McDaniel: In recent years, attacks on public school curriculum are becoming more prevalent, especially in Florida, with Ron DeSantis railing against AP African American Studies and any form of Critical Theory. How do you think the future of public education in the United States looks?
Chomsky: The answer is up to people like you. DeSantis is at the forefront of a broad effort to refashion education on a Stalinist model. Whether they succeed or not depends on whether an engaged public will resist and try to preserve, and enhance, the system of mass public education that was one of America’s great contributions to democracy, now under severe threat.
McDaniel: You have been a famous critic of capitalism for most of your life. Do you believe Marx’s idea that capitalism will eventually kill itself by its own contradictions has any truth or relevance today?
Chomsky: Something of the sort is happening, though not exactly as Marx predicted. Marx was an enthusiastic admirer of capitalism for having overthrown the feudal economy, which produced wealth for the few but not capital that would be used for production of goods and services. During the past 40+ years the economy has been regressing to something like a feudal structure, where wealth is being produced for a few by financial manipulations that contribute virtually nothing to a productive economy.
McDaniel: Many students at my school have been immensely influenced by both your political and linguistic work. As you reflect back on your life and how you have influenced generations of thought, how does that make you feel?
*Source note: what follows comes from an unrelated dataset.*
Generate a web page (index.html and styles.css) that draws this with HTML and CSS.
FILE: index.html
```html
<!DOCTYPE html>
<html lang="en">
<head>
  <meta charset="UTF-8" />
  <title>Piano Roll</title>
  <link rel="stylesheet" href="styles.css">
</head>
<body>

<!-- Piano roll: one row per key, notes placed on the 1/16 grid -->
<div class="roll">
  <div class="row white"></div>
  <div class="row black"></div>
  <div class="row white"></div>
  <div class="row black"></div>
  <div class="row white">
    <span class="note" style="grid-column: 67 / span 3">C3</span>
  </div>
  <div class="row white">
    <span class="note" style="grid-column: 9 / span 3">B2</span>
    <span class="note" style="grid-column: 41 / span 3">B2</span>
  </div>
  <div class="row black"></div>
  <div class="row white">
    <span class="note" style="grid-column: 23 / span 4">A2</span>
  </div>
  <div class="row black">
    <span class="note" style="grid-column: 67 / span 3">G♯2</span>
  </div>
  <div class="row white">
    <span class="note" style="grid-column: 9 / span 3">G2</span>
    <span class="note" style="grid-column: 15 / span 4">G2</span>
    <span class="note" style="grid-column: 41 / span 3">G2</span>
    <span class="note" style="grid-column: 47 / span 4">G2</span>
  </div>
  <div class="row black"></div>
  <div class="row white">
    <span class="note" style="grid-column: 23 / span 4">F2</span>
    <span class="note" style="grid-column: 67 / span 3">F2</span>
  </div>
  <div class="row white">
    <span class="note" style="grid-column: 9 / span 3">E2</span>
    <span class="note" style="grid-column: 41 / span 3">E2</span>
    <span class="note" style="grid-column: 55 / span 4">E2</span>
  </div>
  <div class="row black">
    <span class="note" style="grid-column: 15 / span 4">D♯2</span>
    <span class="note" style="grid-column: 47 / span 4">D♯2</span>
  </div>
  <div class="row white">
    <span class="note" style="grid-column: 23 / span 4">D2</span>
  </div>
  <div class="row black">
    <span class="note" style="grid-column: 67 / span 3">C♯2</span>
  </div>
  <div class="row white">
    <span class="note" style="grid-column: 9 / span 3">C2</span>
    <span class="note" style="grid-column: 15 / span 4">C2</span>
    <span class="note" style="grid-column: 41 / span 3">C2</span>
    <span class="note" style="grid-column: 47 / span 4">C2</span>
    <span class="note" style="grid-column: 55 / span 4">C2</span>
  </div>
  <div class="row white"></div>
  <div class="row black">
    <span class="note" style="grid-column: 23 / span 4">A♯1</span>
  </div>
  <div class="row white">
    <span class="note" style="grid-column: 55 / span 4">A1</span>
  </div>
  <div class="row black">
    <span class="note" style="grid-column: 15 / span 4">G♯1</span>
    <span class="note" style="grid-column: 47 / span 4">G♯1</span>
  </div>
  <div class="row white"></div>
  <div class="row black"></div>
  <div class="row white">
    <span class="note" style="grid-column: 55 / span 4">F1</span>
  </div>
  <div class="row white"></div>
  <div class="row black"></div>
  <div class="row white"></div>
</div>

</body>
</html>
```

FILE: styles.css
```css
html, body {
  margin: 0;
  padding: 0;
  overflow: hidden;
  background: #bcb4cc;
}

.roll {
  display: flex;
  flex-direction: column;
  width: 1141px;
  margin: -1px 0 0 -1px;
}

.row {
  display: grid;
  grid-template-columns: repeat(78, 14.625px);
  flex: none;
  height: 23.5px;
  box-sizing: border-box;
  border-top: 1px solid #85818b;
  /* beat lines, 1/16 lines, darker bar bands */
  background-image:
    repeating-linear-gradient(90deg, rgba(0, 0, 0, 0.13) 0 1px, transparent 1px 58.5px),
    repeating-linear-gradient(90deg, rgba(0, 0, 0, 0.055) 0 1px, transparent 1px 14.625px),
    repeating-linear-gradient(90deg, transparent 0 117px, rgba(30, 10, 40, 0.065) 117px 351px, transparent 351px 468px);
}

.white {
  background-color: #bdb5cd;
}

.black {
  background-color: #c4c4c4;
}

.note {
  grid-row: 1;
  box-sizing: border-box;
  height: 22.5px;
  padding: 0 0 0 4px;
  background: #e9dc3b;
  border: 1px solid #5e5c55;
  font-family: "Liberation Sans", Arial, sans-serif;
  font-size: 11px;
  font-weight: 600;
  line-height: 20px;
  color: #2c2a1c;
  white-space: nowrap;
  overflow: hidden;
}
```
Chomsky: I hope that the influence stimulates independent thought and inquiry. How well that’s achieved is for others to determine.
McDaniel: In “Manufacturing Consent,” you and Edward S. Herman famously proposed the concept of the propaganda model to explain the role of the mass media. While this outlook on the media may seem quite negative, do you have any advice for high schoolers who possess an interest in journalism as a career?
Chomsky: It’s not often noticed, but a large part of that book was [a] defense of the courage and integrity of journalists against deceitful and slanderous attacks by Freedom House. Journalism can be, and sometimes is, a noble calling.
McDaniel: Since many students in my school district engage or want to engage in some sort of political activism, what political texts would you recommend to a high schooler?
Chomsky: Lots of choices. Some of the most inspiring [are] the volumes “Voices of a People’s History,” Zinn-Arnove-Pessin, recently updated.
Thank you so much, Noam Chomsky, for taking the time to share some insights.